::: SOURCE DATA :::

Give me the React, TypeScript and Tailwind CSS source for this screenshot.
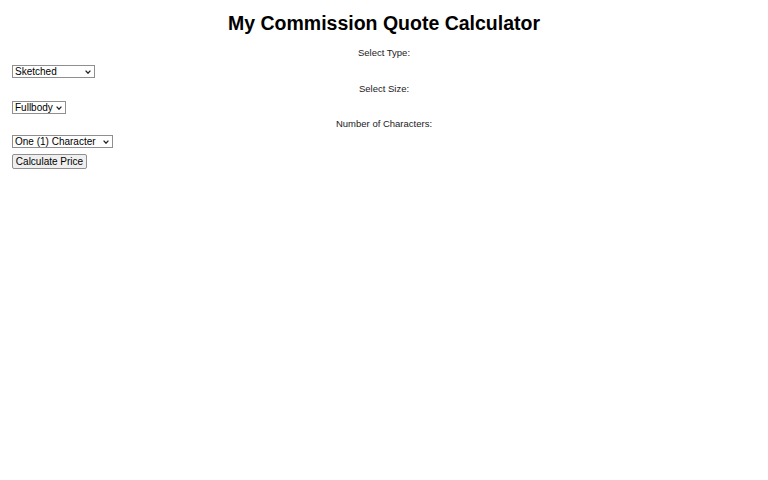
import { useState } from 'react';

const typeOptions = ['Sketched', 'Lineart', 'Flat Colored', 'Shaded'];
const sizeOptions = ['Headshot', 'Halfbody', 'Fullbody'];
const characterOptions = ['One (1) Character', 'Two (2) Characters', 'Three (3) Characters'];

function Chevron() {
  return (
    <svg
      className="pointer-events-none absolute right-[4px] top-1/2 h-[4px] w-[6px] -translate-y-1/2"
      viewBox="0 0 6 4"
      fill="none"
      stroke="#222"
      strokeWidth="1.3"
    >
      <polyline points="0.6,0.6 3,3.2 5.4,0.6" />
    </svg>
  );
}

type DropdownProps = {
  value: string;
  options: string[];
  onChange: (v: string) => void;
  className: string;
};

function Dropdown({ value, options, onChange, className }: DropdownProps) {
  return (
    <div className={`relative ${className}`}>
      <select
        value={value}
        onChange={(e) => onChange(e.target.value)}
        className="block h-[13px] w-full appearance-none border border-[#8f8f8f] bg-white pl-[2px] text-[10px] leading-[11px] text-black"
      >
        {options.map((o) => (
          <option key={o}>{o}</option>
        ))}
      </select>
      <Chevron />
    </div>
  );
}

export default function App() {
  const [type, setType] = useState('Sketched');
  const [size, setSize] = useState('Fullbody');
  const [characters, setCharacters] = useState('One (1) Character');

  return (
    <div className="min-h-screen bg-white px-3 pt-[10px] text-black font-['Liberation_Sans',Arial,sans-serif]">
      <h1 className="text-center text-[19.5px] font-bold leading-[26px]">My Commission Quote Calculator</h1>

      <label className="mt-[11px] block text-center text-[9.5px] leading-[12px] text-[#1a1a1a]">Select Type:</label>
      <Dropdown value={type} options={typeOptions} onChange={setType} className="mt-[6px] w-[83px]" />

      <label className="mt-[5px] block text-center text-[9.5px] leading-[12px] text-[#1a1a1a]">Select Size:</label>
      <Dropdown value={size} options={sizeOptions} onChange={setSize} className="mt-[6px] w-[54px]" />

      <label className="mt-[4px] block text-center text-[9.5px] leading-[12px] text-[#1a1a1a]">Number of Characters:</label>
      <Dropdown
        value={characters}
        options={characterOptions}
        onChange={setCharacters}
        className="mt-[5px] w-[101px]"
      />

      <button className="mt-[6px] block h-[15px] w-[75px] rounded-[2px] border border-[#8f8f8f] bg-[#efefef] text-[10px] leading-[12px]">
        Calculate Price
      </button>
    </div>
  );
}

:::

Retype everything in the material word for word, minus pictures.

Give me the React, TypeScript and Tailwind CSS source for this screenshot.
import { useState } from 'react';

const typeOptions = ['Sketched', 'Lineart', 'Flat Colored', 'Shaded'];
const sizeOptions = ['Headshot', 'Halfbody', 'Fullbody'];
const characterOptions = ['One (1) Character', 'Two (2) Characters', 'Three (3) Characters'];

function Chevron() {
  return (
    <svg
      className="pointer-events-none absolute right-[4px] top-1/2 h-[4px] w-[6px] -translate-y-1/2"
      viewBox="0 0 6 4"
      fill="none"
      stroke="#222"
      strokeWidth="1.3"
    >
      <polyline points="0.6,0.6 3,3.2 5.4,0.6" />
    </svg>
  );
}

type DropdownProps = {
  value: string;
  options: string[];
  onChange: (v: string) => void;
  className: string;
};

function Dropdown({ value, options, onChange, className }: DropdownProps) {
  return (
    <div className={`relative ${className}`}>
      <select
        value={value}
        onChange={(e) => onChange(e.target.value)}
        className="block h-[13px] w-full appearance-none border border-[#8f8f8f] bg-white pl-[2px] text-[10px] leading-[11px] text-black"
      >
        {options.map((o) => (
          <option key={o}>{o}</option>
        ))}
      </select>
      <Chevron />
    </div>
  );
}

export default function App() {
  const [type, setType] = useState('Sketched');
  const [size, setSize] = useState('Fullbody');
  const [characters, setCharacters] = useState('One (1) Character');

  return (
    <div className="min-h-screen bg-white px-3 pt-[10px] text-black font-['Liberation_Sans',Arial,sans-serif]">
      <h1 className="text-center text-[19.5px] font-bold leading-[26px]">My Commission Quote Calculator</h1>

      <label className="mt-[11px] block text-center text-[9.5px] leading-[12px] text-[#1a1a1a]">Select Type:</label>
      <Dropdown value={type} options={typeOptions} onChange={setType} className="mt-[6px] w-[83px]" />

      <label className="mt-[5px] block text-center text-[9.5px] leading-[12px] text-[#1a1a1a]">Select Size:</label>
      <Dropdown value={size} options={sizeOptions} onChange={setSize} className="mt-[6px] w-[54px]" />

      <label className="mt-[4px] block text-center text-[9.5px] leading-[12px] text-[#1a1a1a]">Number of Characters:</label>
      <Dropdown
        value={characters}
        options={characterOptions}
        onChange={setCharacters}
        className="mt-[5px] w-[101px]"
      />

      <button className="mt-[6px] block h-[15px] w-[75px] rounded-[2px] border border-[#8f8f8f] bg-[#efefef] text-[10px] leading-[12px]">
        Calculate Price
      </button>
    </div>
  );
}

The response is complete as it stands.